Every mortgage banker who originates residential loans must be registered through the Nationwide Mortgage Licensing System and Registry. The SAFE Act of 2008 drew a clear line between bankers at federally regulated depository institutions and everyone else. Bank employees register with the NMLS; mortgage professionals who work outside of banks or credit unions must obtain a full state license, which involves pre-licensing education and a written exam.5eCFR. 12 CFR Part 1007 – SAFE Mortgage Licensing Act – Federal Registration of Residential Mortgage Loan Originators
Registration requires submitting identifying information, ten years of employment history in financial services, disclosures about any criminal or regulatory history, and fingerprints for a background check.
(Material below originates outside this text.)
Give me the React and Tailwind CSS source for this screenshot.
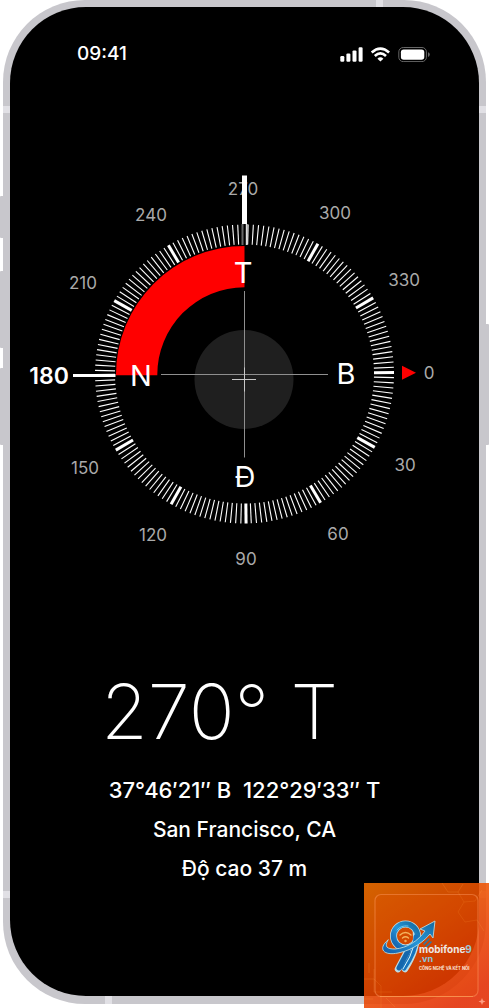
import React from "react";

const CX = 244.5;
const CY = 374;

const ticks = Array.from({ length: 180 }, (_, i) => i * 2).filter((a) => a !== 270);

const degreeLabels = [
  { value: "270", x: 243, y: 195 },
  { value: "300", x: 335, y: 219 },
  { value: "330", x: 404, y: 286 },
  { value: "0", x: 429, y: 379 },
  { value: "30", x: 405, y: 471 },
  { value: "60", x: 338, y: 540 },
  { value: "90", x: 246, y: 565 },
  { value: "120", x: 153, y: 541 },
  { value: "150", x: 85, y: 474 },
  { value: "210", x: 83, y: 289 },
  { value: "240", x: 151, y: 221 },
];

const directions = [
  { value: "T", x: 243, y: 283 },
  { value: "B", x: 346, y: 384 },
  { value: "Đ", x: 245, y: 487 },
  { value: "N", x: 141, y: 386 },
];

function StatusIcons() {
  return (
    <svg className="h-[15px] w-[90px]" viewBox="0 0 90 15" role="img" aria-label="Signal, Wi-Fi, battery">
      <g fill="#fff">
        <rect x="0.3" y="9" width="4" height="5.8" rx="1.2" />
        <rect x="6.4" y="6.4" width="4" height="8.4" rx="1.2" />
        <rect x="12.5" y="3.4" width="4" height="11.4" rx="1.2" />
        <rect x="18.6" y="0.3" width="4" height="14.5" rx="1.2" />
        <path d="M40.4 14.6 L37.4 11.7 Q40.4 9 43.4 11.7 Z" />
        <rect x="60.9" y="2.4" width="23.4" height="10.4" rx="2.8" />
      </g>
      <g fill="none" stroke="#fff" strokeWidth="2.7">
        <path d="M31.7 5.5 Q40.4 -2.3 49.1 5.5" />
        <path d="M34.8 8.9 Q40.4 3.9 46 8.9" />
      </g>
      <rect x="58.8" y="0.5" width="27.6" height="14.1" rx="4.4" fill="none" stroke="#666" />
      <path d="M88 5.2 Q89.8 5.7 89.8 7.6 Q89.8 9.5 88 10 Z" fill="#666" />
    </svg>
  );
}

function Compass() {
  return (
    <svg className="mt-24 block w-full" viewBox="10 160 469 420" role="group" aria-label="Compass">
      <g transform={`rotate(-0.6 ${CX} ${CY})`}>
        {ticks.map((a) => (
          <line
            key={a}
            x1={CX + 129.5}
            y1={CY}
            x2={CX + 149.5}
            y2={CY}
            stroke="#fff"
            strokeWidth={a % 30 === 0 ? 3 : 1.1}
            transform={`rotate(${a} ${CX} ${CY})`}
          />
        ))}
      </g>
      <path d="M242.5 224 V245" stroke="#666" strokeWidth="2" />
      <path d="M246.7 224 V245" stroke="#ddd" strokeWidth="1.8" />
      <circle cx="244" cy="379.5" r="49.5" fill="#1f1f1f" />
      <path d="M116 375.2 A128.5 128.5 0 0 1 244.5 246 V287.3 A87.3 87.3 0 0 0 157.3 375.2 Z" fill="#f00" />
      <path d="M161 374.5 H328 M244.5 291 V457.5" stroke="#8f8f8f" />
      <path d="M232 379.5 H256 M244.5 367.5 V391.5" stroke="#c8c8c8" />
      <g fill="#aaa" fontFamily="Inter, sans-serif" fontSize="17" textAnchor="middle">
        {degreeLabels.map((l) => (
          <text key={l.value} x={l.x} y={l.y}>
            {l.value}
          </text>
        ))}
      </g>
      <path d="M242 175.5 H247 V224 H242 Z" fill="#fff" />
      <path d="M73 375.6 H115.5" stroke="#fff" strokeWidth="3" />
      <path d="M402 365.7 L416 372.7 L402 379.7 Z" fill="#f00" />
      <text x="49" y="384" fill="#fff" fontFamily="Inter, sans-serif" fontSize="23" fontWeight="600" textAnchor="middle">
        180
      </text>
      <g fill="#fff" fontFamily="Inter, sans-serif" fontSize="29" textAnchor="middle">
        {directions.map((d) => (
          <text key={d.value} x={d.x} y={d.y}>
            {d.value}
          </text>
        ))}
      </g>
    </svg>
  );
}

function Watermark() {
  return (
    <svg
      className="absolute right-0 bottom-0 h-[125px] w-[125px]"
      viewBox="0 0 125 125"
      role="img"
      aria-label="mobifone9.vn"
      fontFamily="Inter, sans-serif"
    >
      <defs>
        <linearGradient id="bg" x1="0" y1="0" x2="0.7" y2="1">
          <stop offset="0" stopColor="#f47200" />
          <stop offset="0.5" stopColor="#ee5000" />
          <stop offset="1" stopColor="#e22a00" />
        </linearGradient>
        <linearGradient id="blue" x1="0" y1="1" x2="1" y2="0">
          <stop offset="0" stopColor="#125ba8" />
          <stop offset="0.5" stopColor="#2696d8" />
          <stop offset="1" stopColor="#16699e" />
        </linearGradient>
      </defs>
      <rect width="125" height="125" fill="url(#bg)" opacity="0.87" />
      <g fill="none" stroke="#ffa03c" strokeWidth="0.6" opacity="0.35">
        <path d="M78 0 L84 9 H94 L99 1 M94 9 L100 19 L111 18 L118 7 M100 19 L94 29 L101 39 L113 37 M113 37 L120 48" />
        <path d="M0 96 H10 L17 103 V125 M10 86 V109 H28 M0 116 H9 M22 115 L31 124 M5 80 V90" />
      </g>
      <rect x="11" y="11.5" width="103" height="102" rx="6" fill="#e04c00" fillOpacity="0.25" stroke="#ff9c61" strokeOpacity="0.45" strokeWidth="1.2" />
      <path d="M16 113.5 H109" stroke="#ffb05f" strokeWidth="1.2" opacity="0.5" />
      <g strokeLinejoin="round" strokeLinecap="round">
        <path d="M52 50 Q54 66 41 86 M44 67 L34 86" fill="none" stroke="#bcdde5" strokeWidth="6.5" />
        <circle cx="41.5" cy="53" r="12" fill="none" stroke="#bcdde5" strokeWidth="7" />
        <circle cx="41.5" cy="53" r="12" fill="none" stroke="url(#blue)" strokeWidth="5.4" />
        <path d="M52 54 Q52 68 40 85" fill="none" stroke="#1673bd" strokeWidth="5" />
        <path d="M44 68 L35 85" fill="none" stroke="#1466ad" strokeWidth="5" />
        <path d="M50 62 Q47 74 39 86" fill="none" stroke="#d9f4fa" strokeWidth="1" />
        <path d="M33 47 Q37 42 44 43" fill="none" stroke="#6bc8ee" strokeWidth="1" />
        <path
          d="M24 57 C13 66 20 73 34 70 C50 67 61 57 66 51 L69 55 L71 38 L56 46 L61 48 C54 58 43 65 31 66 C23 66 20 64 24 57 Z"
          fill="url(#blue)"
          stroke="#b8d8dc"
          strokeWidth="0.9"
        />
        <path d="M60 61 L65 56 M62 64 L67 59" stroke="#237cae" strokeWidth="1.5" />
      </g>
      <g fill="none" stroke="#f5b35d" strokeWidth="1.4" strokeLinecap="round">
        <path d="M36 52 Q41.5 47 47 52 M38.5 55 Q41.5 52.5 44.5 55" />
        <circle cx="41.5" cy="58" r="0.5" />
      </g>
      <text x="55" y="70" fontSize="10" fontWeight="700" fill="#eee9e5">
        mobifone<tspan fill="#9dc7d5">9</tspan>
      </text>
      <text x="55" y="79" fontSize="9" fontWeight="700" fill="#8cc5db">
        .vn
      </text>
      <text x="55" y="87" fontSize="4.2" fontWeight="700" fill="#fae6dc">
        CÔNG NGHỆ VÀ KẾT NỐI
      </text>
      <path d="M118 115 L119 117.5 L121.5 118.5 L119 119.5 L118 122 L117 119.5 L114.5 118.5 L117 117.5 Z" fill="#ff9e82" />
    </svg>
  );
}

function Band({ className }) {
  return <span className={`bg-[#e1e0e5] ${className}`} />;
}

export default function App() {
  return (
    <div className="relative flex bg-white pb-1 font-['Inter',sans-serif] text-white">
      <div className="flex w-[3px] shrink-0 flex-col pt-[196px]">
        <span className="h-[42px] rounded-l-[1px] bg-[#c8c7cc]" />
        <span className="mt-[33px] h-[77px] rounded-l-[1px] bg-[#c8c7cc]" />
        <span className="mt-5 h-[77px] rounded-l-[1px] bg-[#c8c7cc]" />
      </div>

      <div className="min-w-0 flex-1 overflow-hidden rounded-[82px] bg-[#c8c7cc]">
        <div className="flex h-[7px] justify-end pr-[103px]">
          <Band className="w-[7px]" />
        </div>
        <div className="flex">
          <div className="flex w-[7px] shrink-0 flex-col justify-between pt-[99px] pb-[98px]">
            <Band className="h-[7px]" />
            <Band className="h-[7px]" />
          </div>

          <main className="min-w-0 flex-1 rounded-[76px] bg-black pb-[108px]">
            <header className="flex items-center justify-between pt-[37px] pr-[49px] pl-[67px]">
              <time className="text-[19px] leading-5 font-medium">09:41</time>
              <StatusIcons />
            </header>

            <Compass />

            <section className="mt-[91px] text-center">
              <h1 className="pr-[50px] text-[76px] leading-[80px] font-extralight">270° T</h1>
              <div className="mt-5 leading-[39px] font-medium">
                <p className="text-[22px] whitespace-pre">37°46′21″ B  122°29′33″ T</p>
                <p className="text-[21px]">San Francisco, CA</p>
                <p className="text-[21px]">Độ cao 37 m</p>
              </div>
            </section>
          </main>

          <div className="flex w-[7px] shrink-0 flex-col justify-between pt-[99px] pb-[98px]">
            <Band className="h-[7px]" />
            <Band className="h-[7px]" />
          </div>
        </div>
        <div className="flex h-2 pl-[102px]">
          <Band className="w-[7px]" />
        </div>
      </div>

      <div className="flex w-[3px] shrink-0 flex-col pt-[324px]">
        <span className="h-[121px] rounded-r-[1px] bg-[#c8c7cc]" />
      </div>

      <Watermark />
    </div>
  );
}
Registrations must be renewed annually between November 1 and December 31, and any change in name or employment status must be updated within 30 days.5eCFR. 12 CFR Part 1007 – SAFE Mortgage Licensing Act – Federal Registration of Residential Mortgage Loan Originators There is a narrow de minimis exception: an employee who has originated five or fewer residential mortgage loans in the past twelve months and has never been registered or licensed may be temporarily exempt, but must register before originating any additional loans.
These requirements create ongoing costs that affect a mortgage banker’s take-home pay. NMLS registration fees, state license fees where applicable, and continuing education courses all come out of the banker’s pocket or are covered by the employer as part of the compensation package. Annual continuing education courses from national providers typically run between $18 and $35, though additional state-specific requirements can add to the total.
Because mortgage bankers are W-2 employees of their institutions, commission income is subject to the same payroll taxes as regular wages. However, the IRS treats commissions as supplemental wages, which changes how withholding works. For commission payments that bring a banker’s total supplemental wages to $1 million or less in a calendar year, the employer withholds a flat 22 percent for federal income tax. Any supplemental wages above $1 million are withheld at 37 percent.6Internal Revenue Service. Publication 15 (2026), (Circular E), Employers Tax Guide
The 22 percent flat rate is just withholding, not the final tax. A banker who closes a strong year with high commission income may owe additional tax when filing, while a banker in a lower bracket might get a refund. Social Security and Medicare taxes also apply to commission income at the standard rates. Bankers earning large commissions in a single quarter sometimes see a noticeably smaller net check because of the supplemental wage withholding method, even though the year-end tax liability may not differ much from what they’d owe under regular withholding.